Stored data
----------------------------------------
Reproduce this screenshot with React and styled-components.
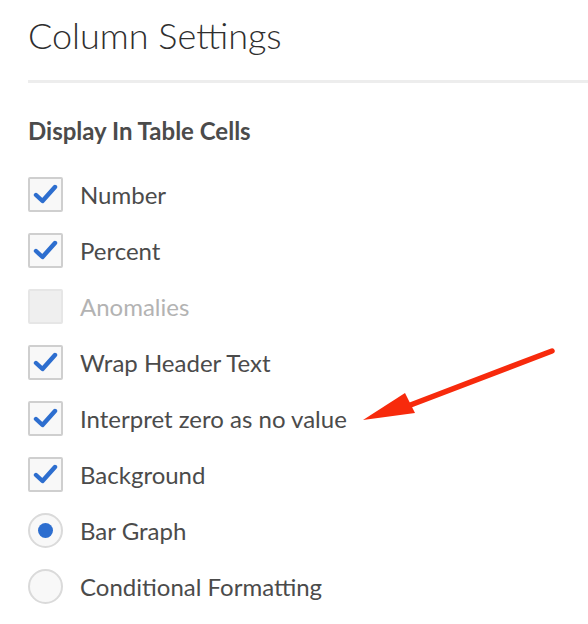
import React from 'react';
import styled, { createGlobalStyle } from 'styled-components';

const GlobalStyle = createGlobalStyle`
  html, body {
    margin: 0;
    padding: 0;
    background: #ffffff;
  }
  body {
    font-family: Lato, "Open Sans", sans-serif;
    color: #4b4b4b;
  }
`;

const Panel = styled.div`
  position: relative;
  width: 588px;
  height: 624px;
  overflow: hidden;
  padding-left: 28px;
  box-sizing: border-box;
`;

const Title = styled.h1`
  margin: 0;
  padding-top: 13px;
  height: 64px;
  font-size: 36px;
  font-weight: 300;
  color: #2f2f2f;
  line-height: 44px;
  box-sizing: border-box;
`;

const Divider = styled.div`
  height: 3px;
  margin-top: 16px;
  background: #ededed;
`;

const SectionTitle = styled.h2`
  margin: 34px 0 0;
  font-size: 24px;
  font-weight: 700;
  color: #4b4b4b;
  line-height: 28px;
`;

const List = styled.div`
  display: flex;
  flex-direction: column;
  gap: 20px;
  margin-top: 31px;
`;

const Row = styled.label`
  display: flex;
  align-items: center;
  gap: 17px;
  height: 36px;
  font-size: 24px;
  color: ${(p) => (p.$disabled ? '#b3b3b3' : '#4b4b4b')};
`;

const Box = styled.span`
  width: 35px;
  height: 35px;
  box-sizing: border-box;
  border: 2px solid ${(p) => (p.$disabled ? '#e6e6e6' : '#cfcfcf')};
  border-radius: 2px;
  background: ${(p) => (p.$disabled ? '#efefef' : '#f8f8f8')};
  display: flex;
  align-items: center;
  justify-content: center;
  flex-shrink: 0;
`;

const Radio = styled.span`
  width: 35px;
  height: 35px;
  box-sizing: border-box;
  border: 2px solid #dadada;
  border-radius: 50%;
  background: #f8f8f8;
  display: flex;
  align-items: center;
  justify-content: center;
  flex-shrink: 0;
`;

const Dot = styled.span`
  width: 15px;
  height: 15px;
  border-radius: 50%;
  background: #2d6ecf;
`;

const Arrow = styled.svg`
  position: absolute;
  left: 0;
  top: 0;
  pointer-events: none;
`;

const Check = () => (
  <svg width="26" height="22" viewBox="0 0 26 22">
    <path
      d="M3 12 L9.5 18 L22 4"
      fill="none"
      stroke="#2d6ecf"
      strokeWidth="4.4"
      strokeLinecap="round"
      strokeLinejoin="round"
    />
  </svg>
);

const items = [
  { label: 'Number', type: 'check', checked: true },
  { label: 'Percent', type: 'check', checked: true },
  { label: 'Anomalies', type: 'check', disabled: true },
  { label: 'Wrap Header Text', type: 'check', checked: true },
  { label: 'Interpret zero as no value', type: 'check', checked: true },
  { label: 'Background', type: 'check', checked: true },
  { label: 'Bar Graph', type: 'radio', checked: true },
  { label: 'Conditional Formatting', type: 'radio' },
];

const App = () => (
  <>
    <GlobalStyle />
    <Panel>
      <Title>Column Settings</Title>
      <Divider />
      <SectionTitle>Display In Table Cells</SectionTitle>
      <List>
        {items.map((item) => (
          <Row key={item.label} $disabled={item.disabled}>
            {item.type === 'check' ? (
              <Box $disabled={item.disabled}>{item.checked && <Check />}</Box>
            ) : (
              <Radio>{item.checked && <Dot />}</Radio>
            )}
            {item.label}
          </Row>
        ))}
      </List>
      <Arrow width="588" height="624" viewBox="0 0 588 624">
        <line x1="552" y1="351" x2="400" y2="409" stroke="#f72a0c" strokeWidth="5.5" strokeLinecap="round" />
        <polygon points="363,420 405,393 415,413" fill="#f72a0c" />
      </Arrow>
    </Panel>
  </>
);

export default App;
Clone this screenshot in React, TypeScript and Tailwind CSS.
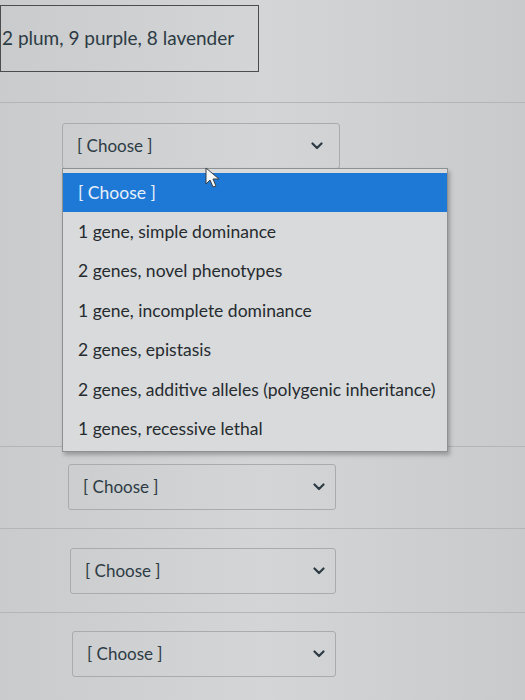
const options = [
  "[ Choose ]",
  "1 gene, simple dominance",
  "2 genes, novel phenotypes",
  "1 gene, incomplete dominance",
  "2 genes, epistasis",
  "2 genes, additive alleles (polygenic inheritance)",
  "1 genes, recessive lethal",
];

function Chevron() {
  return (
    <svg width="12" height="8" viewBox="0 0 12 8" aria-hidden="true" className="text-[#2d3b45]">
      <polyline points="1.5,1.5 6,6 10.5,1.5" fill="none" stroke="currentColor" strokeWidth="2.2" strokeLinecap="round" strokeLinejoin="round" />
    </svg>
  );
}

function Select({ className }: { className: string }) {
  return (
    <div
      className={`flex h-[46px] items-center justify-between rounded-[3px] border border-[#a9abac] pl-[14px] text-[17px] text-[#2d3b45] ${className}`}
    >
      <span>[ Choose ]</span>
      <Chevron />
    </div>
  );
}

export default function App() {
  return (
    <div
      className="relative h-[700px] w-[525px] overflow-hidden bg-gradient-to-r from-[#c9cbcc] via-[#d3d5d6] to-[#c8cacb] text-[#2d3b45]"
      style={{ fontFamily: "Lato, 'Open Sans', sans-serif" }}
    >
      {/* answer box carried over from the previous question */}
      <div className="mt-[5px] flex h-[67px] w-[259px] items-center border border-[#4a4d50] pl-[1px] text-[19px]">
        2 plum, 9 purple, 8 lavender
      </div>

      <div className="mt-[30px] border-t border-[#b3b5b6]" />

      {/* open select */}
      <div className="relative ml-[62px] mt-[20px] w-[278px]">
        <Select className="pr-[16px]" />

        <div className="absolute left-0 top-[45px] z-10 w-[386px] border border-[#8e9193] bg-[#d8dadb] pb-[2px] pt-[4px] shadow-[2px_3px_4px_rgba(0,0,0,0.25)]">
          {options.map((o, i) => (
            <div
              key={o}
              className={`flex h-[39.4px] items-center pl-[15px] text-[17.5px] ${
                i === 0 ? "bg-[#1e79d6] text-[#e8f0fa]" : "text-[#262b30]"
              }`}
            >
              {o}
            </div>
          ))}
        </div>

        {/* mouse pointer */}
        <svg
          width="16"
          height="22"
          viewBox="0 0 16 22"
          aria-hidden="true"
          className="absolute left-[143px] top-[44px] z-20"
        >
          <path d="M1 1 L1 17 L5 13 L8 20 L11 19 L8 12 L14 12 Z" fill="#f4f6f8" stroke="#3a3f44" strokeWidth="1" strokeLinejoin="round" />
        </svg>
      </div>

      <div className="mt-[277px] border-t border-[#b3b5b6]" />
      <Select className="ml-[68px] mt-[17px] w-[268px] pr-[10px]" />

      <div className="mt-[18px] border-t border-[#b3b5b6]" />
      <Select className="ml-[70px] mt-[19px] w-[266px] pr-[10px]" />

      <div className="mt-[18px] border-t border-[#b3b5b6]" />
      <Select className="ml-[72px] mt-[18px] w-[264px] pr-[10px]" />
    </div>
  );
}
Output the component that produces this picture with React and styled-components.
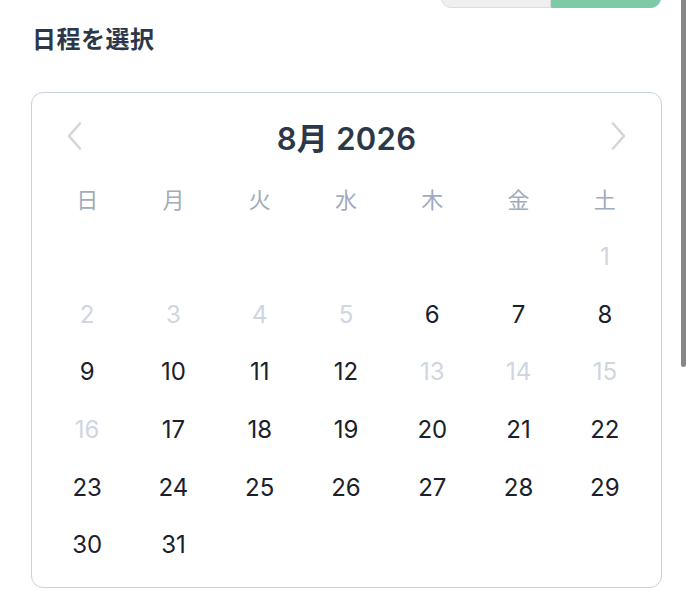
import React from "react";
import styled, { createGlobalStyle } from "styled-components";

const Global = createGlobalStyle`
  html, body { margin: 0; padding: 0; background: #ffffff; }
  body { font-family: Inter, "Noto Sans CJK JP", sans-serif; overflow: hidden; }
`;

const Page = styled.div`
  position: relative;
  width: 692px;
  height: 600px;
  box-sizing: border-box;
  padding: 0 30px 0 31px;
  display: flex;
  flex-direction: column;
`;

const ButtonBar = styled.div`
  display: flex;
  justify-content: flex-end;
  height: 8px;
  margin-top: -12px;
  padding-right: 1px;
`;

const TopButton = styled.div`
  width: 110px;
  height: 20px;
  box-sizing: border-box;
  background: ${(p) => (p.$primary ? "#7ecaa8" : "#efefef")};
  border: 1px solid ${(p) => (p.$primary ? "#7ecaa8" : "#dcdcdc")};
  border-radius: ${(p) => (p.$primary ? "0 0 10px 0" : "0 0 0 10px")};
`;

const Title = styled.h2`
  margin: 27px 0 0 1px;
  font-family: "Noto Sans CJK JP", sans-serif;
  font-size: 24px;
  font-weight: 700;
  color: #2d3748;
  line-height: 30px;
  letter-spacing: 0.5px;
`;

const Calendar = styled.div`
  margin-top: 39px;
  border: 1.5px solid #c9d2dd;
  border-radius: 12px;
  padding: 18px 13px 13px 12px;
  display: flex;
  flex-direction: column;
`;

const Header = styled.div`
  display: flex;
  align-items: center;
  justify-content: space-between;
  height: 50px;
  padding: 0 18px 0 19px;
`;

const MonthLabel = styled.div`
  font-family: Inter, "Noto Sans CJK JP", sans-serif;
  font-size: 31px;
  font-weight: 600;
  color: #2d3748;
  letter-spacing: 0.3px;
`;

const NavButton = styled.button`
  border: none;
  background: none;
  padding: 0;
  width: 24px;
  height: 30px;
  display: flex;
  align-items: center;
  justify-content: center;
`;

const Grid = styled.div`
  margin-top: 7px;
  display: grid;
  grid-template-columns: repeat(7, 1fr);
  grid-template-rows: 60px;
  grid-auto-rows: 57.6px;
`;

const WeekDay = styled.div`
  display: flex;
  align-items: center;
  justify-content: center;
  font-family: "Noto Sans CJK JP", sans-serif;
  font-size: 22px;
  color: #a0abbd;
`;

const Day = styled.div`
  display: flex;
  align-items: center;
  justify-content: center;
  font-family: Inter, sans-serif;
  font-size: 24px;
  font-weight: 400;
  color: ${(p) => (p.$disabled ? "#cfd6e0" : "#1a202c")};
`;

const ScrollThumb = styled.div`
  position: absolute;
  top: -6px;
  left: 681px;
  width: 5px;
  height: 373px;
  background: #878787;
  border-radius: 3px;
`;

const Chevron = ({ dir }) => (
  <svg width="18" height="30" viewBox="0 0 18 30" fill="none">
    <path
      d={dir === "left" ? "M14 2.5 L3 15 L14 27.5" : "M4 2.5 L15 15 L4 27.5"}
      stroke="#d6d6d6"
      strokeWidth="2.6"
      strokeLinecap="round"
      strokeLinejoin="round"
    />
  </svg>
);

const weekdays = ["日", "月", "火", "水", "木", "金", "土"];
const disabledDays = new Set([1, 2, 3, 4, 5, 13, 14, 15, 16]);

export default function App() {
  const cells = [];
  for (let i = 0; i < 6; i++) cells.push(<div key={"e" + i} />);
  for (let d = 1; d <= 31; d++) {
    cells.push(
      <Day key={d} $disabled={disabledDays.has(d)}>
        {d}
      </Day>
    );
  }
  return (
    <>
      <Global />
      <Page>
        <ButtonBar>
          <TopButton />
          <TopButton $primary />
        </ButtonBar>
        <Title>日程を選択</Title>
        <Calendar>
          <Header>
            <NavButton aria-label="前の月">
              <Chevron dir="left" />
            </NavButton>
            <MonthLabel>8月 2026</MonthLabel>
            <NavButton aria-label="次の月">
              <Chevron dir="right" />
            </NavButton>
          </Header>
          <Grid>
            {weekdays.map((w) => (
              <WeekDay key={w}>{w}</WeekDay>
            ))}
            {cells}
          </Grid>
        </Calendar>
        <ScrollThumb />
      </Page>
    </>
  );
}
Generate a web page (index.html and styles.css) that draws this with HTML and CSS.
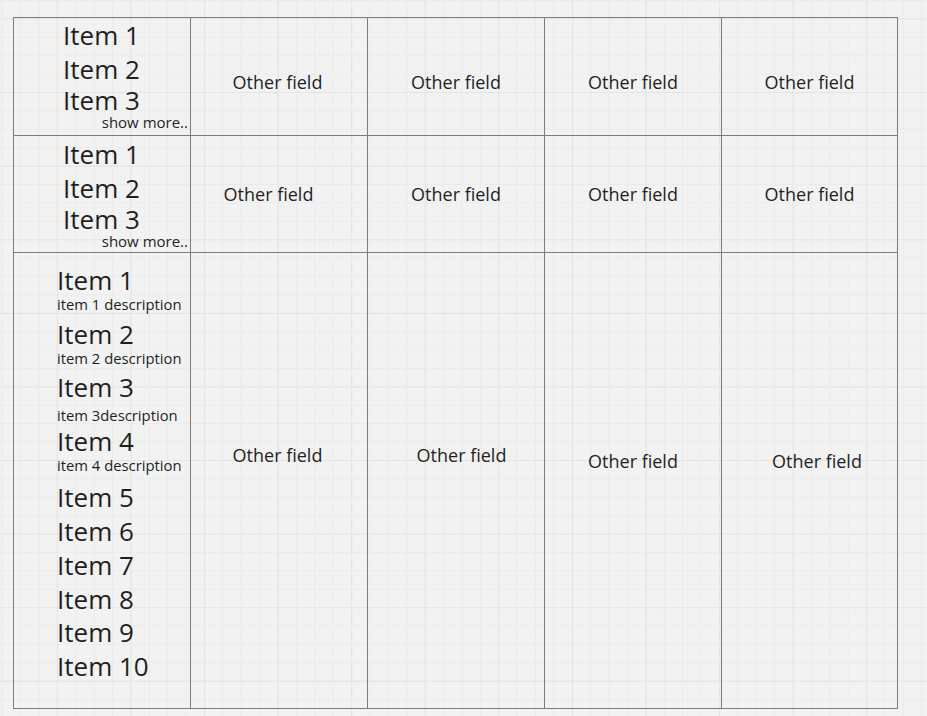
----------------------------------------
> Required work
Scan the lines for the string "this". Pick out every line that has it.

> Written reply
Reproduce this screenshot with React and styled-components.
Clone this screenshot in React, TypeScript and Tailwind CSS.
Output the component that produces this picture with React and styled-components.
Generate a web page (index.html and styles.css) that draws this with HTML and CSS.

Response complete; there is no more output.